林:それは自分の映りをチェックするために?
貫地谷:いや、なぜか副調にいると落ち着いて(笑)。皆さん大人なので、私の相手をしてくれてました。いろんなことが初めてで、すごく楽しかったです。ヒロインは週末のイベントにかり出されたりもするんですが、まだ誰も知らないような私が行くだけで、「ありがとう」と言ってくださったり。必要とされてるんだって、うれしかったです。

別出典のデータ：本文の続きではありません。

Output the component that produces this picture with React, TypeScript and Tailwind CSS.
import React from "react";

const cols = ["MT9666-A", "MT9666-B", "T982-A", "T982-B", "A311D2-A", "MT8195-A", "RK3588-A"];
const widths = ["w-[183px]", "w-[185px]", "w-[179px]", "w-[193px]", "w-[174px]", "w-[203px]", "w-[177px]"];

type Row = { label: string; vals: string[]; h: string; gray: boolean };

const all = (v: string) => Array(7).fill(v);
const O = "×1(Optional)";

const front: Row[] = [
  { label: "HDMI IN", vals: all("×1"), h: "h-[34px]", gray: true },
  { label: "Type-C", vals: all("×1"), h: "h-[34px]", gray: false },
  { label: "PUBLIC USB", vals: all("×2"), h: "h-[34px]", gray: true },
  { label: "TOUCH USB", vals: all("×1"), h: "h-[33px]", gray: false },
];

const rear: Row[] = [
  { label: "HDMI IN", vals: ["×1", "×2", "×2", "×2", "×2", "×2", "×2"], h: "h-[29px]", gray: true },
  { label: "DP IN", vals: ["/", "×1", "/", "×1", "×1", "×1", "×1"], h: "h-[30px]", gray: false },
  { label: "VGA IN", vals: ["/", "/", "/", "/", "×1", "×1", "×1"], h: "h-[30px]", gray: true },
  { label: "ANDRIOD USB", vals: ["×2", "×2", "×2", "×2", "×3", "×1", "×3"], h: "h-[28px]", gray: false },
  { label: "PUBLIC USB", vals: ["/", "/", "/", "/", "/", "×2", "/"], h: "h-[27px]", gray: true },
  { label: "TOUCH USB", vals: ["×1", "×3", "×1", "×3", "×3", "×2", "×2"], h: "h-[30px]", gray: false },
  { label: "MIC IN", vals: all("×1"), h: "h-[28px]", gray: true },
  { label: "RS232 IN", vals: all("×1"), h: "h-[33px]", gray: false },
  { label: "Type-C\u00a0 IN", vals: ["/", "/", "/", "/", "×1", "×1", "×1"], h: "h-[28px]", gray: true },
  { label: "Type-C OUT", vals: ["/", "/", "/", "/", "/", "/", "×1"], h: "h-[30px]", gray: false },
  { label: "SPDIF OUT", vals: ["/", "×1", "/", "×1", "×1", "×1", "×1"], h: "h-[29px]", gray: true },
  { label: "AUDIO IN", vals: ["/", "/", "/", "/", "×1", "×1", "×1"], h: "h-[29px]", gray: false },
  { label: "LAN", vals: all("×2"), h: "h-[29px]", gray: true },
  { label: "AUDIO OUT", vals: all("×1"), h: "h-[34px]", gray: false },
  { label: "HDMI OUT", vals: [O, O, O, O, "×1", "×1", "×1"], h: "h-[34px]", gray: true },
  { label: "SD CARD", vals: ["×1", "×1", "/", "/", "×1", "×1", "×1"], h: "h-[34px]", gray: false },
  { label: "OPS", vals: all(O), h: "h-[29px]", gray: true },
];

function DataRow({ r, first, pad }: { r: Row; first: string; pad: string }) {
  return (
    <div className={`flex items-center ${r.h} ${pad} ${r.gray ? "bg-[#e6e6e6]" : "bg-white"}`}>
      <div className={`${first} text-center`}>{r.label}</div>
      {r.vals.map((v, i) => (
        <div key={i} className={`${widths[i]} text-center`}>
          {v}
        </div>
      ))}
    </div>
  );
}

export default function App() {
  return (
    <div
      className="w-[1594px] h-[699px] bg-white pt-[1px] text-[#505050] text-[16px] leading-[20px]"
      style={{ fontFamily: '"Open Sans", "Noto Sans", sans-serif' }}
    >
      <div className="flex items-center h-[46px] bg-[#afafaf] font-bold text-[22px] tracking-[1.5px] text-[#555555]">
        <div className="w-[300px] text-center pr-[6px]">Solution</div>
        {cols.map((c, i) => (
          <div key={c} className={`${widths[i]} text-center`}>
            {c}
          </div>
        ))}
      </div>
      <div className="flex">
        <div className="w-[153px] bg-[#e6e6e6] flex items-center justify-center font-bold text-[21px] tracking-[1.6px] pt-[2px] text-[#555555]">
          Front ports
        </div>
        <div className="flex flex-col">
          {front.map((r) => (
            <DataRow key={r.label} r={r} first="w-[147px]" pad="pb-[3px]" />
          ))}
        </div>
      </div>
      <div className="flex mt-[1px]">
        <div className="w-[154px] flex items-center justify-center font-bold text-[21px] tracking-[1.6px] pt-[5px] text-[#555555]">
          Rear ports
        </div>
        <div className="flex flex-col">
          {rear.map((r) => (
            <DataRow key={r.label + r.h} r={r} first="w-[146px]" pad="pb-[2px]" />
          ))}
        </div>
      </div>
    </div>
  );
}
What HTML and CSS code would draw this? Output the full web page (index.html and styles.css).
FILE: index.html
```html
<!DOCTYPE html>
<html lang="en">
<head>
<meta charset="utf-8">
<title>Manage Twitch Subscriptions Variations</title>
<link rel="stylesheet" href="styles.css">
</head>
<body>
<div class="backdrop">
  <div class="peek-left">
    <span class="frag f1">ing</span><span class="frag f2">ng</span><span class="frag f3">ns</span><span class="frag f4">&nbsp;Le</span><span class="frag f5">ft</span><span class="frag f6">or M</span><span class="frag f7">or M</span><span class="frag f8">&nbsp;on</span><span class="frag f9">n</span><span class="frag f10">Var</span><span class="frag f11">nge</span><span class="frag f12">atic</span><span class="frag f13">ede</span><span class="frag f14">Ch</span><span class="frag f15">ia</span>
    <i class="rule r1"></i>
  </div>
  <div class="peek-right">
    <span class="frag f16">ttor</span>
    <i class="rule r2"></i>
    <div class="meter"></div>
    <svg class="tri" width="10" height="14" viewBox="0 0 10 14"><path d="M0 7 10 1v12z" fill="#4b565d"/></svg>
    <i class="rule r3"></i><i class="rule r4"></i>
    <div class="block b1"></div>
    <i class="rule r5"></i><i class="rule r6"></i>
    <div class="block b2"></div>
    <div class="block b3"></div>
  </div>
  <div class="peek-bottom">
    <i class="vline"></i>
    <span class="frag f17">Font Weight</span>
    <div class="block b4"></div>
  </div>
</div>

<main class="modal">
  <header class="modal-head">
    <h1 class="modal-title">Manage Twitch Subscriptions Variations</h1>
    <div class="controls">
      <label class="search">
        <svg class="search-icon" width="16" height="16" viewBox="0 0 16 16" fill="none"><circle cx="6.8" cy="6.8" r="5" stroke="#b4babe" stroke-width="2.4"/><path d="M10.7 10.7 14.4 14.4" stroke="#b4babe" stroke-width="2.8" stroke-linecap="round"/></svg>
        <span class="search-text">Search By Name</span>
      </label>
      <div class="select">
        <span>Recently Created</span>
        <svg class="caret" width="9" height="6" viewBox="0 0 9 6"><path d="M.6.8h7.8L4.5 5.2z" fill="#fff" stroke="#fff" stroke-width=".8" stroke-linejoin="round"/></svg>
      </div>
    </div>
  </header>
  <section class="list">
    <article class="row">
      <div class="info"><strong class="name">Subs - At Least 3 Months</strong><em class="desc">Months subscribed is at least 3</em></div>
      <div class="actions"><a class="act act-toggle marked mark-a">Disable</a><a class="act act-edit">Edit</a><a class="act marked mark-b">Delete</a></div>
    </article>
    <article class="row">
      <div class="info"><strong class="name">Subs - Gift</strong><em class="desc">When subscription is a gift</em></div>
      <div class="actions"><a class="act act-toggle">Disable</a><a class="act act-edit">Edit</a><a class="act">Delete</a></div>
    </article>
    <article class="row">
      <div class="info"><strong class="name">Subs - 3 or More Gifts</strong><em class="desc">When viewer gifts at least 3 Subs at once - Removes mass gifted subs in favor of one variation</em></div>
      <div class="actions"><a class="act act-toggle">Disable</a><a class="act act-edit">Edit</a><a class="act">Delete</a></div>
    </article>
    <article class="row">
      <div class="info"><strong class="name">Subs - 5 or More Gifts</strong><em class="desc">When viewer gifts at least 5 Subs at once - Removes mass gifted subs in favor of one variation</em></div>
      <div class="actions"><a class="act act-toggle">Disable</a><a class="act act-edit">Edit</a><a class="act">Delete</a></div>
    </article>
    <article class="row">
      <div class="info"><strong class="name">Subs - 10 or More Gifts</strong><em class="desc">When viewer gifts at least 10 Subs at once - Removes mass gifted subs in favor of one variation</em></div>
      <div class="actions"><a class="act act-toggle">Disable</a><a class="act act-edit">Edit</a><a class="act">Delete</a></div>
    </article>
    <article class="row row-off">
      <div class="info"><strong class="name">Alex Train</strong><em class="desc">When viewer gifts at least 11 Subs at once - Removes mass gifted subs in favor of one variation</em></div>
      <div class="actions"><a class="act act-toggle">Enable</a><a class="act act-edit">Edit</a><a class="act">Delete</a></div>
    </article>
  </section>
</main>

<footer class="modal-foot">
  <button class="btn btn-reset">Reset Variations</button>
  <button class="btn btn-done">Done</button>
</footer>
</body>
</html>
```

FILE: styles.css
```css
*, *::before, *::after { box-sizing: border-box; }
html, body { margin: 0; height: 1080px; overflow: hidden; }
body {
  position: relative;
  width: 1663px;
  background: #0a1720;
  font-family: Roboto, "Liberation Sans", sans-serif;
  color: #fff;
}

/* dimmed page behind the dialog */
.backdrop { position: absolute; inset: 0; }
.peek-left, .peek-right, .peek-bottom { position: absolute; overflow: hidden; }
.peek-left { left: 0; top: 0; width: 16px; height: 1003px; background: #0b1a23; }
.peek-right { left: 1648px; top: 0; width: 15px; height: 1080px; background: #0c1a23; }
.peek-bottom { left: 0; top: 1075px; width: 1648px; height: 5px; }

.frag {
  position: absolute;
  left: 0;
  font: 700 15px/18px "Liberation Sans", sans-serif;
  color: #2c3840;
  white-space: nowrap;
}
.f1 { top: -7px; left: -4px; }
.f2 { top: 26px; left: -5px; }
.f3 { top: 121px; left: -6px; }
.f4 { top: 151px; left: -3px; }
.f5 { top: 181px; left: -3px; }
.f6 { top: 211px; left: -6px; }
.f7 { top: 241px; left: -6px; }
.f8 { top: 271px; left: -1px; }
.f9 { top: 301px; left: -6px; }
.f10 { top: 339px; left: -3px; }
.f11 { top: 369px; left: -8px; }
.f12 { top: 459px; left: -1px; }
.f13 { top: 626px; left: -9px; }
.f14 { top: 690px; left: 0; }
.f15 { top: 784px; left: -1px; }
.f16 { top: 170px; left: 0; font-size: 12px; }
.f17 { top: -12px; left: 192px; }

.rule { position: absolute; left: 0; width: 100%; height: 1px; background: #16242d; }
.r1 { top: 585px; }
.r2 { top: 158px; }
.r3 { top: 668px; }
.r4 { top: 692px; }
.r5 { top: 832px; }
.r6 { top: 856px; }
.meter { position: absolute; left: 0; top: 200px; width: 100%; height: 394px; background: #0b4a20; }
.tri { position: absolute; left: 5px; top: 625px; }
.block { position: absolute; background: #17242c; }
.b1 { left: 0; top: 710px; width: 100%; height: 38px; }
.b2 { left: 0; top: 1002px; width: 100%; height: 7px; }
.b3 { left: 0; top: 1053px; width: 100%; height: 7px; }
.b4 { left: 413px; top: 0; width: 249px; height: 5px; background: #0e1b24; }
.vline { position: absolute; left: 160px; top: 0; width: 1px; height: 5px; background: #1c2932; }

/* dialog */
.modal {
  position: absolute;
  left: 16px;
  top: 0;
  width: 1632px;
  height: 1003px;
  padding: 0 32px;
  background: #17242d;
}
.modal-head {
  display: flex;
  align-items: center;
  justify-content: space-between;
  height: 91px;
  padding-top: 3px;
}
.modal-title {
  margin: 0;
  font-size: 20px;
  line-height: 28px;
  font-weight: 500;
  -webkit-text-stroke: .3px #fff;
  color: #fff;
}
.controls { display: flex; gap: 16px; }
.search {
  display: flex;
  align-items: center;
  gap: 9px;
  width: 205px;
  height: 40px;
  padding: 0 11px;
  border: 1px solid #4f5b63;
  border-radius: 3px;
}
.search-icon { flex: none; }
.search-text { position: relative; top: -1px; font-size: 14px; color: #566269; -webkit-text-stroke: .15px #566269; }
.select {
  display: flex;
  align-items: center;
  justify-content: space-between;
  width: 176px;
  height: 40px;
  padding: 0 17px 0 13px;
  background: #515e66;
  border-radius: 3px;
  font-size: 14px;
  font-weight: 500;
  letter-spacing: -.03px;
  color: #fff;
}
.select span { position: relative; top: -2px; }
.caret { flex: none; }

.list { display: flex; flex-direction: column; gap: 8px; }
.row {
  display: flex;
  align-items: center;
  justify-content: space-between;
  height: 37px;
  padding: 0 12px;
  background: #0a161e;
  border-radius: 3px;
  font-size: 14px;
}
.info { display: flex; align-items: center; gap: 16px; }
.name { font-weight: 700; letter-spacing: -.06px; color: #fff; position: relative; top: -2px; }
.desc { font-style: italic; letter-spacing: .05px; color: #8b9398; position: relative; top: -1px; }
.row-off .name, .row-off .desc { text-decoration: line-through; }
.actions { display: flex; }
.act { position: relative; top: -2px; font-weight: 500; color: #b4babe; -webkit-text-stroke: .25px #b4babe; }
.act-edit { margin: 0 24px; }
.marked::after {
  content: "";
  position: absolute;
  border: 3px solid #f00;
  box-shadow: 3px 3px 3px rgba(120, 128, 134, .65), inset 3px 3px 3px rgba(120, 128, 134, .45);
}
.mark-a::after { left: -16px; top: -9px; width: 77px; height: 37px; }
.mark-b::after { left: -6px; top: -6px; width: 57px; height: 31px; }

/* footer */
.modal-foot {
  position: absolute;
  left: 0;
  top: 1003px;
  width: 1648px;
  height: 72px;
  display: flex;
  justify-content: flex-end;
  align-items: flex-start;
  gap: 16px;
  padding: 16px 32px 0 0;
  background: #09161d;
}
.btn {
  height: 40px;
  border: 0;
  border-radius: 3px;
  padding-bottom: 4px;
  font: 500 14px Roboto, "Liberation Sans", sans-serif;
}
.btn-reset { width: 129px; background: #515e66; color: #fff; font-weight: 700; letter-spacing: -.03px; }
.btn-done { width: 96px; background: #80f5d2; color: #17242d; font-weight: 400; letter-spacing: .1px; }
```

林:それまでもいろいろオーディションは受けてたんですか。
貫地谷:受けてましたが、受からなくて。だから受かったときはすごくうれしかったです。
林:その場で記者会見なんでしょう?
貫地谷:そうなんです。前日に「もう一回最終オーディションがある」って言われて。でも、最終オーディションが何度もあるわけないと思って、マネジャーに「たぶんヒロインに決まったと思うんだよね」って言ったら、「そんなこと言うんじゃない!」ってすっごく怒られて。
林:あ、本人には秘密なんだ。
貫地谷:はい。なんでこんなに怒られるんだろうと思って大阪に行ったら、会議室に人がたくさん並んでて、オーディションスタイルで質問されて、「体力に自信はありますか?」「はい」「じゃあ、秋からの朝ドラのヒロイン、お願いします」って。マネジャーを見たら、そっぽ向いてました(笑)。情報がもれたら大変ということで、過敏になってたみたいです。
林:そうなんだ。でも、21歳で朝ドラのヒロインやっちゃうと、そのあとが大変ですよね。一つの頂点をきわめたわけでしょう。主演クラスをずっと続けなきゃいけないから。
貫地谷:そんなふうに考えたことないかもしれないです。与えていただいた役を夢中でやっていたので。